STATED GOAL
Would you repeat the listing exactly but omit every picture?

SUPPLIED MATERIAL
╭──
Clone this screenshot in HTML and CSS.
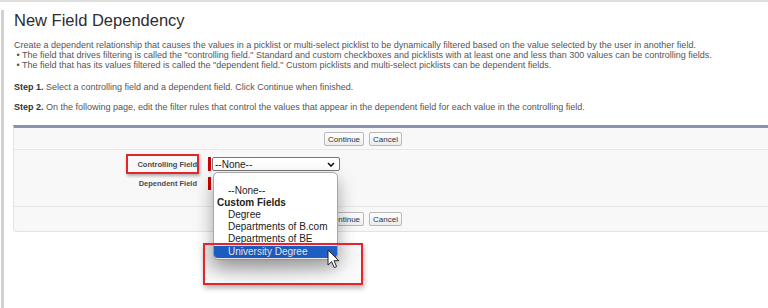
FILE: index.html
```html
<!DOCTYPE html>
<html lang="en">
<head>
    <meta charset="UTF-8">
    <title>New Field Dependency</title>
    <link rel="stylesheet" href="styles.css">
</head>
<body>
    <div class="shell">
        <div class="content">
            <h1 class="title">New Field Dependency</h1>

            <div class="intro">
                Create a dependent relationship that causes the values in a picklist or multi-select picklist to be dynamically filtered based on the value selected by the user in another field.<br>
                &nbsp;• The field that drives filtering is called the "controlling field." Standard and custom checkboxes and picklists with at least one and less than 300 values can be controlling fields.<br>
                &nbsp;• The field that has its values filtered is called the "dependent field." Custom picklists and multi-select picklists can be dependent fields.
            </div>

            <p class="step"><b>Step 1.</b> Select a controlling field and a dependent field. Click Continue when finished.</p>
            <p class="step"><b>Step 2.</b> On the following page, edit the filter rules that control the values that appear in the dependent field for each value in the controlling field.</p>

            <div class="block">
                <div class="btn-row top">
                    <button class="btn">Continue</button>
                    <button class="btn">Cancel</button>
                </div>

                <div class="form">
                    <div class="row">
                        <div class="label"><span class="mark">Controlling Field</span></div>
                        <div class="field">
                            <span class="req"></span>
                            <div class="select-wrap">
                                <div class="select">
                                    <span>--None--</span>
                                    <svg class="chevron" width="8" height="5" viewBox="0 0 8 5"><path d="M1 1 L4 4 L7 1" fill="none" stroke="#111" stroke-width="1.6"/></svg>
                                </div>

                                <!-- opened picklist -->
                                <div class="dropdown">
                                    <div class="opt sub">--None--</div>
                                    <div class="opt group">Custom Fields</div>
                                    <div class="opt sub">Degree</div>
                                    <div class="opt sub">Departments of B.com</div>
                                    <div class="opt sub">Departments of BE</div>
                                    <div class="opt sub active">University Degree</div>
                                    <div class="highlight-box"></div>
                                    <svg class="cursor" width="13" height="20" viewBox="0 0 13 20"><path d="M1 1 L1 16 L4.6 12.6 L7.2 18.6 L9.6 17.6 L7 11.7 L11.8 11.7 Z" fill="#fff" stroke="#222" stroke-width="1" stroke-linejoin="round"/></svg>
                                </div>
                            </div>
                        </div>
                    </div>
                    <div class="row">
                        <div class="label">Dependent Field</div>
                        <div class="field">
                            <span class="req"></span>
                        </div>
                    </div>
                </div>

                <div class="btn-row bottom">
                    <button class="btn">Continue</button>
                    <button class="btn">Cancel</button>
                </div>
            </div>
        </div>
    </div>
</body>
</html>
```

FILE: styles.css
```css
body {
    margin: 0;
    font-family: "Liberation Sans", Arial, sans-serif;
    background: #fff;
    overflow: hidden;
}
.shell {
    border-top: 2px solid #dedede;
    padding-top: 11px;
}
.content {
    border-left: 3px solid #d2d2d2;
    margin-left: 1px;
    padding-left: 10px;
    min-height: 300px;
}
.title {
    margin: -3px 0 0;
    font-size: 16.5px;
    font-weight: normal;
    line-height: 20px;
    color: #2d2d2d;
}
.intro {
    margin-top: 10px;
    font-size: 9px;
    line-height: 10px;
    color: #555;
}
.step {
    margin: 12px 0 0;
    font-size: 9px;
    line-height: 10px;
    color: #555;
}
.step + .step {
    margin-top: 10px;
}
.step b {
    color: #333;
}
.block {
    margin: 13px 0 0 -1px;
    border-top: 3px solid #8794b0;
    border-left: 1px solid #e4e4e4;
    border-bottom: 1px solid #e4e4e4;
    border-radius: 0 0 0 4px;
    background: #f8f8f8;
}
.btn-row {
    display: flex;
    gap: 5px;
    padding-left: 310px;
}
.btn-row.top {
    padding-top: 4px;
    padding-bottom: 3px;
    border-bottom: 1px solid #e8e8e8;
}
.btn-row.bottom {
    padding-top: 5px;
    padding-bottom: 5px;
}
.btn {
    height: 14px;
    padding: 0 3px;
    font-family: "Liberation Sans", Arial, sans-serif;
    font-size: 8px;
    color: #333;
    background: linear-gradient(#fff, #ececec);
    border: 1px solid #b9b9b9;
    border-radius: 2px;
}
.form {
    display: flex;
    flex-direction: column;
    gap: 6px;
    padding: 7px 0 16px;
    border-bottom: 1px solid #e6e6e6;
}
.row {
    display: flex;
    align-items: center;
    height: 14px;
}
.row + .row {
    height: 13px;
}
.label {
    width: 183px;
    text-align: right;
    font-size: 7.5px;
    font-weight: bold;
    color: #4a4a56;
}
.mark {
    position: relative;
}
.mark::after {
    content: "";
    position: absolute;
    left: -11px;
    right: -2px;
    top: -6px;
    bottom: -5px;
    border: 2px solid #e3262b;
    box-shadow: 1px 2px 3px rgba(0, 0, 0, 0.3);
}
.field {
    display: flex;
    align-items: stretch;
    height: 100%;
    margin-left: 11px;
}
.req {
    width: 3px;
    background: #c00;
}
.select-wrap {
    position: relative;
    margin-left: 1px;
}
.select {
    display: flex;
    align-items: center;
    justify-content: space-between;
    box-sizing: border-box;
    width: 128px;
    height: 14px;
    padding: 0 4px 0 2px;
    font-size: 10px;
    color: #222;
    background: #fff;
    border: 1px solid #767676;
    border-radius: 2px;
}
.dropdown {
    position: absolute;
    left: 1px;
    top: 15px;
    z-index: 2;
    box-sizing: border-box;
    width: 125px;
    padding-top: 12px;
    padding-bottom: 1px;
    background: #fff;
    border: 1px solid #a7a7a7;
    border-radius: 5px;
    box-shadow: 0 8px 18px rgba(0, 0, 0, 0.35);
}
.opt {
    height: 12.1px;
    line-height: 12px;
    font-size: 10px;
    color: #222;
    white-space: nowrap;
}
.opt.group {
    padding-left: 3px;
    font-weight: bold;
}
.opt.sub {
    padding-left: 14px;
}
.opt.active {
    height: 12px;
    margin: 1px 0 0;
    color: #fff;
    background: #1f66d4;
    border-radius: 0 0 4px 4px;
}
.highlight-box {
    position: absolute;
    left: -11px;
    top: 70px;
    width: 160px;
    height: 42px;
    box-sizing: border-box;
    border: 2px solid #e3262b;
    background: radial-gradient(ellipse at 35% 20%, rgba(0, 0, 0, 0.14), rgba(0, 0, 0, 0.02) 75%);
    box-shadow: 1px 3px 5px rgba(0, 0, 0, 0.3);
}
.cursor {
    position: absolute;
    left: 113px;
    top: 76px;
}
```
╰──
EXERCISE ANSWER
Clone this screenshot in HTML and CSS.
FILE: index.html
```html
<!DOCTYPE html>
<html lang="en">
<head>
    <meta charset="UTF-8">
    <title>New Field Dependency</title>
    <link rel="stylesheet" href="styles.css">
</head>
<body>
    <div class="shell">
        <div class="content">
            <h1 class="title">New Field Dependency</h1>

            <div class="intro">
                Create a dependent relationship that causes the values in a picklist or multi-select picklist to be dynamically filtered based on the value selected by the user in another field.<br>
                &nbsp;• The field that drives filtering is called the "controlling field." Standard and custom checkboxes and picklists with at least one and less than 300 values can be controlling fields.<br>
                &nbsp;• The field that has its values filtered is called the "dependent field." Custom picklists and multi-select picklists can be dependent fields.
            </div>

            <p class="step"><b>Step 1.</b> Select a controlling field and a dependent field. Click Continue when finished.</p>
            <p class="step"><b>Step 2.</b> On the following page, edit the filter rules that control the values that appear in the dependent field for each value in the controlling field.</p>

            <div class="block">
                <div class="btn-row top">
                    <button class="btn">Continue</button>
                    <button class="btn">Cancel</button>
                </div>

                <div class="form">
                    <div class="row">
                        <div class="label"><span class="mark">Controlling Field</span></div>
                        <div class="field">
                            <span class="req"></span>
                            <div class="select-wrap">
                                <div class="select">
                                    <span>--None--</span>
                                    <svg class="chevron" width="8" height="5" viewBox="0 0 8 5"><path d="M1 1 L4 4 L7 1" fill="none" stroke="#111" stroke-width="1.6"/></svg>
                                </div>

                                <!-- opened picklist -->
                                <div class="dropdown">
                                    <div class="opt sub">--None--</div>
                                    <div class="opt group">Custom Fields</div>
                                    <div class="opt sub">Degree</div>
                                    <div class="opt sub">Departments of B.com</div>
                                    <div class="opt sub">Departments of BE</div>
                                    <div class="opt sub active">University Degree</div>
                                    <div class="highlight-box"></div>
                                    <svg class="cursor" width="13" height="20" viewBox="0 0 13 20"><path d="M1 1 L1 16 L4.6 12.6 L7.2 18.6 L9.6 17.6 L7 11.7 L11.8 11.7 Z" fill="#fff" stroke="#222" stroke-width="1" stroke-linejoin="round"/></svg>
                                </div>
                            </div>
                        </div>
                    </div>
                    <div class="row">
                        <div class="label">Dependent Field</div>
                        <div class="field">
                            <span class="req"></span>
                        </div>
                    </div>
                </div>

                <div class="btn-row bottom">
                    <button class="btn">Continue</button>
                    <button class="btn">Cancel</button>
                </div>
            </div>
        </div>
    </div>
</body>
</html>
```

FILE: styles.css
```css
body {
    margin: 0;
    font-family: "Liberation Sans", Arial, sans-serif;
    background: #fff;
    overflow: hidden;
}
.shell {
    border-top: 2px solid #dedede;
    padding-top: 11px;
}
.content {
    border-left: 3px solid #d2d2d2;
    margin-left: 1px;
    padding-left: 10px;
    min-height: 300px;
}
.title {
    margin: -3px 0 0;
    font-size: 16.5px;
    font-weight: normal;
    line-height: 20px;
    color: #2d2d2d;
}
.intro {
    margin-top: 10px;
    font-size: 9px;
    line-height: 10px;
    color: #555;
}
.step {
    margin: 12px 0 0;
    font-size: 9px;
    line-height: 10px;
    color: #555;
}
.step + .step {
    margin-top: 10px;
}
.step b {
    color: #333;
}
.block {
    margin: 13px 0 0 -1px;
    border-top: 3px solid #8794b0;
    border-left: 1px solid #e4e4e4;
    border-bottom: 1px solid #e4e4e4;
    border-radius: 0 0 0 4px;
    background: #f8f8f8;
}
.btn-row {
    display: flex;
    gap: 5px;
    padding-left: 310px;
}
.btn-row.top {
    padding-top: 4px;
    padding-bottom: 3px;
    border-bottom: 1px solid #e8e8e8;
}
.btn-row.bottom {
    padding-top: 5px;
    padding-bottom: 5px;
}
.btn {
    height: 14px;
    padding: 0 3px;
    font-family: "Liberation Sans", Arial, sans-serif;
    font-size: 8px;
    color: #333;
    background: linear-gradient(#fff, #ececec);
    border: 1px solid #b9b9b9;
    border-radius: 2px;
}
.form {
    display: flex;
    flex-direction: column;
    gap: 6px;
    padding: 7px 0 16px;
    border-bottom: 1px solid #e6e6e6;
}
.row {
    display: flex;
    align-items: center;
    height: 14px;
}
.row + .row {
    height: 13px;
}
.label {
    width: 183px;
    text-align: right;
    font-size: 7.5px;
    font-weight: bold;
    color: #4a4a56;
}
.mark {
    position: relative;
}
.mark::after {
    content: "";
    position: absolute;
    left: -11px;
    right: -2px;
    top: -6px;
    bottom: -5px;
    border: 2px solid #e3262b;
    box-shadow: 1px 2px 3px rgba(0, 0, 0, 0.3);
}
.field {
    display: flex;
    align-items: stretch;
    height: 100%;
    margin-left: 11px;
}
.req {
    width: 3px;
    background: #c00;
}
.select-wrap {
    position: relative;
    margin-left: 1px;
}
.select {
    display: flex;
    align-items: center;
    justify-content: space-between;
    box-sizing: border-box;
    width: 128px;
    height: 14px;
    padding: 0 4px 0 2px;
    font-size: 10px;
    color: #222;
    background: #fff;
    border: 1px solid #767676;
    border-radius: 2px;
}
.dropdown {
    position: absolute;
    left: 1px;
    top: 15px;
    z-index: 2;
    box-sizing: border-box;
    width: 125px;
    padding-top: 12px;
    padding-bottom: 1px;
    background: #fff;
    border: 1px solid #a7a7a7;
    border-radius: 5px;
    box-shadow: 0 8px 18px rgba(0, 0, 0, 0.35);
}
.opt {
    height: 12.1px;
    line-height: 12px;
    font-size: 10px;
    color: #222;
    white-space: nowrap;
}
.opt.group {
    padding-left: 3px;
    font-weight: bold;
}
.opt.sub {
    padding-left: 14px;
}
.opt.active {
    height: 12px;
    margin: 1px 0 0;
    color: #fff;
    background: #1f66d4;
    border-radius: 0 0 4px 4px;
}
.highlight-box {
    position: absolute;
    left: -11px;
    top: 70px;
    width: 160px;
    height: 42px;
    box-sizing: border-box;
    border: 2px solid #e3262b;
    background: radial-gradient(ellipse at 35% 20%, rgba(0, 0, 0, 0.14), rgba(0, 0, 0, 0.02) 75%);
    box-shadow: 1px 3px 5px rgba(0, 0, 0, 0.3);
}
.cursor {
    position: absolute;
    left: 113px;
    top: 76px;
}
```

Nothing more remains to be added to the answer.